Task input start
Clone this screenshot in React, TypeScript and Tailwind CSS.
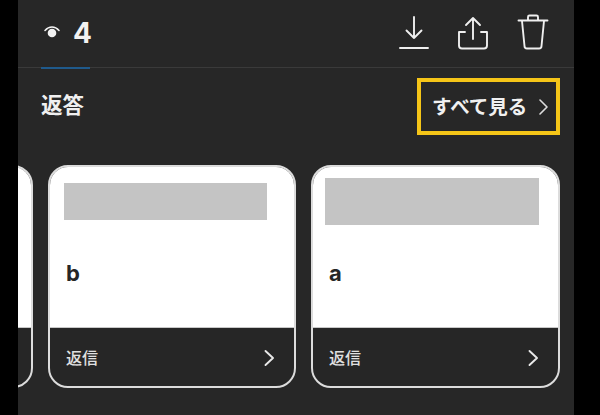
const cjk = "font-['Inter','Noto_Sans_CJK_JP',sans-serif]";

function Card({ label, widthClass, barClass, labelClass, footer = true }: { label: string; widthClass: string; barClass: string; labelClass: string; footer?: boolean }) {
  return (
    <div className={`${widthClass} h-[223px] shrink-0 rounded-[20px] border-2 border-[#dcdcdc] overflow-hidden flex flex-col bg-[#262626]`}>
      <div className="h-[161px] shrink-0 bg-white flex flex-col border-b border-[#c8c8c8]">
        <div className={barClass} />
        <div className={labelClass}>
          <span className="text-[22px] leading-[26px] font-bold text-[#262626] font-['Inter',sans-serif]">{label}</span>
        </div>
      </div>
      {footer && (
        <div className="flex-1 flex items-center justify-between pl-[16px] pr-[19px] pt-[1px]">
          <span className="text-[16px] leading-[20px] font-medium text-[#e0e0e0]">返信</span>
          <svg width="12" height="18" viewBox="0 0 12 18" fill="none" stroke="#e8e8e8" strokeWidth="1.9" strokeLinecap="round" strokeLinejoin="round"><path d="M2.5 2l7.500 7-7.500 7" /></svg>
        </div>
      )}
    </div>
  );
}

export default function App() {
  return (
    <div className={`w-[600px] h-[415px] bg-black pl-[18px] pr-[26px] overflow-hidden ${cjk}`}>
      <div className="h-full bg-[#272727] flex flex-col">
        <div className="h-[68px] shrink-0 border-b border-[#3a3a3a] flex items-start justify-between pl-[23px] pr-[25px]">
          <div className="relative h-[68px] w-[49px] flex items-start">
            <svg className="mt-[26px] ml-[3px] shrink-0" width="16" height="13" viewBox="0 0 16 13" fill="none">
              <path d="M1 4.500C3 2.200 5.400 1 8 1s5 1.200 7 3.500" stroke="#f2f2f2" strokeWidth="1.500" strokeLinecap="round" />
              <circle cx="8" cy="7" r="4.300" fill="#f2f2f2" />
            </svg>
            <span className="ml-[13px] mt-[18px] text-[28px] leading-[30px] font-bold text-[#f2f2f2]">4</span>
            <div className="absolute left-0 right-0 bottom-[-1px] h-[2px] bg-[#1f5a8c]" />
          </div>
          <div className="flex items-start gap-[28px] pt-[14px]">
            <svg width="30" height="36" viewBox="0 0 30 36" fill="none" stroke="#efefef" strokeWidth="1.900" strokeLinecap="round" strokeLinejoin="round">
              <path d="M15 3v21M7.500 16.500L15 24l7.500-7.500M1 34h28" />
            </svg>
            <svg width="32" height="36" viewBox="0 0 32 36" fill="none" stroke="#efefef" strokeWidth="1.900" strokeLinecap="round" strokeLinejoin="round">
              <path d="M16 4v21M9 11l7-7 7 7M8 18H2v13.500A3 3 0 0 0 5 34.500h22a3 3 0 0 0 3-3V18h-6" />
            </svg>
            <svg width="32" height="36" viewBox="0 0 32 36" fill="none" stroke="#efefef" strokeWidth="1.900" strokeLinecap="round" strokeLinejoin="round">
              <path d="M1.500 6.500h29M11 6V3A1.500 1.500 0 0 1 12.500 1.500h7A1.500 1.500 0 0 1 21 3V6M5 7l2.500 25a2.500 2.500 0 0 0 2.500 2.500h12a2.500 2.500 0 0 0 2.500-2.500L27 7" />
            </svg>
          </div>
        </div>
        <div className="h-[68px] shrink-0 flex items-center justify-between pl-[23px] pr-[14px]">
          <span className="text-[21.5px] leading-[28px] font-bold text-[#f0f0f0] mt-[6px]">返答</span>
          <div className="w-[143px] h-[57px] border-4 border-[#f5c518] flex items-center justify-between pl-[11px] pr-[8px] mt-[9px]">
            <span className="text-[19.500px] leading-[24px] font-bold text-[#f0f0f0] whitespace-nowrap">すべて見る</span>
            <svg width="9" height="18" viewBox="0 0 9 18" fill="none" stroke="#dcdcdc" strokeWidth="1.600" strokeLinecap="round" strokeLinejoin="round"><path d="M1 2l7 7-7 7" /></svg>
          </div>
        </div>
        <div className="flex justify-end gap-[15px] pr-[14px] pt-[29px] overflow-hidden">
          <Card label="" widthClass="w-[248px]" barClass="" labelClass="" footer={false} />
          <Card label="b" widthClass="w-[248px]" barClass="h-[37px] mt-[16px] mx-[14px] bg-[#c4c4c4] shrink-0 w-[203px]" labelClass="pl-[16px] pt-[40px]" />
          <Card label="a" widthClass="w-[249px]" barClass="h-[47px] mt-[11px] mx-[12px] bg-[#c4c4c4] shrink-0 w-[214px]" labelClass="pl-[16px] pt-[35px]" />
        </div>
      </div>
    </div>
  );
}
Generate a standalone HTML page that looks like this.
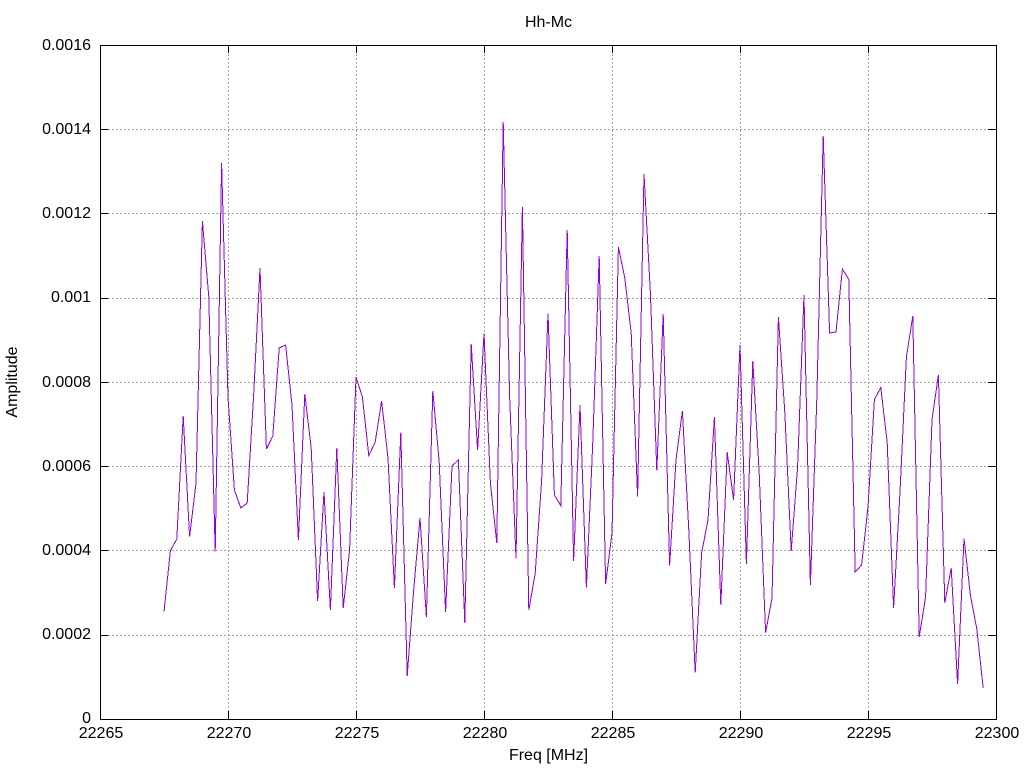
<!DOCTYPE html>
<html>
<head>
<meta charset="utf-8">
<title>Hh-Mc</title>
<style>
html,body{margin:0;padding:0;background:#fff;}
svg{display:block;}
text{font-family:"Liberation Sans",sans-serif;font-size:16px;fill:#000;}
</style>
</head>
<body>
<svg width="1024" height="768" viewBox="0 0 1024 768" xmlns="http://www.w3.org/2000/svg">
<rect width="1024" height="768" fill="#fff"/>
<g stroke="#a0a0a0" stroke-width="1" stroke-dasharray="2 2" shape-rendering="crispEdges" fill="none">
<path d="M108 635.5H988M108 550.5H988M108 466.5H988M108 382.5H988M108 298.5H988M108 213.5H988M108 129.5H988"/>
<path d="M228.5 54V711M356.5 54V711M484.5 54V711M612.5 54V711M740.5 54V711M868.5 54V711"/>
</g>
<g stroke="#000" stroke-width="1" shape-rendering="crispEdges" fill="none">
<path d="M100 635.5H108M100 550.5H108M100 466.5H108M100 382.5H108M100 298.5H108M100 213.5H108M100 129.5H108"/>
<path d="M997 635.5H988M997 550.5H988M997 466.5H988M997 382.5H988M997 298.5H988M997 213.5H988M997 129.5H988"/>
<path d="M228.5 719V711M356.5 719V711M484.5 719V711M612.5 719V711M740.5 719V711M868.5 719V711"/>
<path d="M228.5 45V53M356.5 45V53M484.5 45V53M612.5 45V53M740.5 45V53M868.5 45V53"/>
<rect x="100.5" y="45.5" width="896" height="674"/>
</g>
<polyline fill="none" stroke="#9400d3" stroke-width="1" shape-rendering="crispEdges" points="164,611.7 170.4,550.7 176.8,539 183.2,416 189.6,536.7 196,483 202.4,221 208.8,297 215.2,551.7 221.6,163 228,397 234.4,490 240.8,508 247.2,503 253.6,396 260,268 266.4,449 272.8,436 279.2,348 285.6,345 292,405 298.4,540 304.8,394 311.2,448 317.6,601 324,492 330.4,610 336.8,448 343.2,608 349.6,550 356,377 362.4,397 368.8,455.6 375.2,442 381.6,401 388,458 394.4,588 400.8,432.6 407.2,676 413.6,591 420,518 426.4,617 432.8,391 439.2,462 445.6,612 452,466 458.4,460 464.8,623 471.2,344 477.6,450 484,333.6 490.4,483 496.8,543 503.2,122 509.6,395.5 516,558.7 522.4,207 528.8,610 535.2,573.5 541.6,481 548,313.6 554.4,495 560.8,505.6 567.2,230 573.6,561 580,405 586.4,587.7 592.8,441.7 599.2,256 605.6,584 612,533 618.4,247 624.8,278 631.2,333 637.6,496.7 644,174 650.4,293 656.8,470.7 663.2,314 669.6,565.7 676,460 682.4,411 688.8,530 695.2,672.7 701.6,553 708,520 714.4,417 720.8,605 727.2,452.3 733.6,500 740,345 746.4,564 752.8,361 759.2,473 765.6,632.7 772,598 778.4,317 784.8,412 791.2,551 797.6,467 804,295 810.4,585 816.8,399.5 823.2,136 829.6,333 836,332 842.4,269 848.8,279.5 855.2,572 861.6,565 868,507 874.4,399.5 880.8,387.5 887.2,442.5 893.6,608 900,492 906.4,357 912.8,316 919.2,637 925.6,597 932,420 938.4,375 944.8,603 951.2,568 957.6,684 964,538.5 970.4,595 976.8,629 983.2,688"/>
<g text-anchor="end">
<text x="91" y="723">0</text>
<text x="91" y="639">0.0002</text>
<text x="91" y="555">0.0004</text>
<text x="91" y="471">0.0006</text>
<text x="91" y="387">0.0008</text>
<text x="91" y="302">0.001</text>
<text x="91" y="218">0.0012</text>
<text x="91" y="134">0.0014</text>
<text x="91" y="50">0.0016</text>
</g>
<g text-anchor="middle">
<text x="101" y="738">22265</text>
<text x="229" y="738">22270</text>
<text x="357" y="738">22275</text>
<text x="485" y="738">22280</text>
<text x="613" y="738">22285</text>
<text x="741" y="738">22290</text>
<text x="869" y="738">22295</text>
<text x="997" y="738">22300</text>
<text x="548.5" y="760">Freq [MHz]</text>
<text x="548.5" y="27">Hh-Mc</text>
<text transform="translate(17 382) rotate(-90)">Amplitude</text>
</g>
</svg>
</body>
</html>
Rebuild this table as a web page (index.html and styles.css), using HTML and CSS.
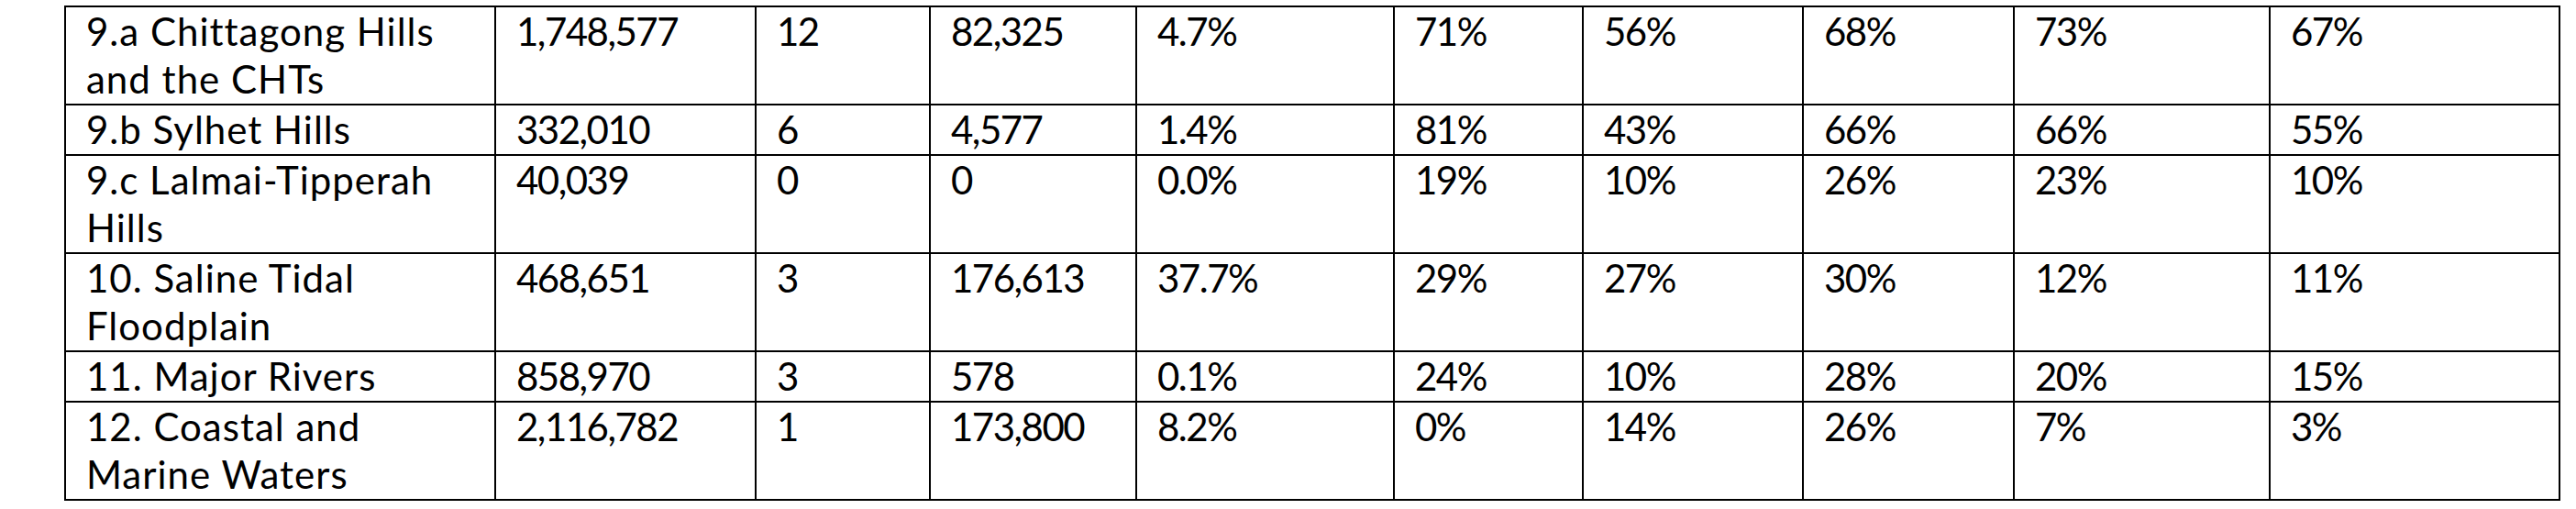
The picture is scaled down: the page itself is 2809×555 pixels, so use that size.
FILE: index.html
```html
<!DOCTYPE html>
<html lang="en">
<head>
<meta charset="utf-8">
<title>Ecosystem table</title>
<link rel="stylesheet" href="styles.css">
</head>
<body>
<div class="page">
<table class="data">
<colgroup>
<col class="c1"><col class="c2"><col class="c3"><col class="c4"><col class="c5">
<col class="c6"><col class="c7"><col class="c8"><col class="c9"><col class="c10">
</colgroup>
<tbody>
<tr><td class="name">9.a Chittagong Hills and the CHTs</td><td>1,748,577</td><td>12</td><td>82,325</td><td>4.7%</td><td>71%</td><td>56%</td><td>68%</td><td>73%</td><td>67%</td></tr>
<tr><td class="name">9.b Sylhet Hills</td><td>332,010</td><td>6</td><td>4,577</td><td>1.4%</td><td>81%</td><td>43%</td><td>66%</td><td>66%</td><td>55%</td></tr>
<tr><td class="name">9.c Lalmai-Tipperah Hills</td><td>40,039</td><td>0</td><td>0</td><td>0.0%</td><td>19%</td><td>10%</td><td>26%</td><td>23%</td><td>10%</td></tr>
<tr><td class="name">10. Saline Tidal Floodplain</td><td>468,651</td><td>3</td><td>176,613</td><td>37.7%</td><td>29%</td><td>27%</td><td>30%</td><td>12%</td><td>11%</td></tr>
<tr><td class="name">11. Major Rivers</td><td>858,970</td><td>3</td><td>578</td><td>0.1%</td><td>24%</td><td>10%</td><td>28%</td><td>20%</td><td>15%</td></tr>
<tr><td class="name">12. Coastal and Marine Waters</td><td>2,116,782</td><td>1</td><td>173,800</td><td>8.2%</td><td>0%</td><td>14%</td><td>26%</td><td>7%</td><td>3%</td></tr>
</tbody>
</table>
</div>
</body>
</html>
```
FILE: styles.css
```css
html, body {
  margin: 0;
  padding: 0;
  background: #ffffff;
}
.page {
  padding: 6px 0 0 70px;
}
.data {
  border-collapse: collapse;
  table-layout: fixed;
  width: 2722px;
  font-family: "Lato", "Liberation Sans", sans-serif;
  font-size: 42px;
  color: #000000;
}
.data td {
  border: 2px solid #000000;
  padding: 0 10px 1px 22px;
  line-height: 52px;
  vertical-align: top;
  text-align: left;
  letter-spacing: -1.5px;
  white-space: nowrap;
}
.data td.name {
  letter-spacing: 1px;
  padding-right: 40px;
  white-space: normal;
}
.c1 { width: 469px; }
.c2 { width: 284px; }
.c3 { width: 190px; }
.c4 { width: 225px; }
.c5 { width: 281px; }
.c6 { width: 206px; }
.c7 { width: 240px; }
.c8 { width: 230px; }
.c9 { width: 279px; }
.c10 { width: 316px; }
```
Task input end
# Do this:
Return only the number of lines in the data that contain "page".

# Task output:
5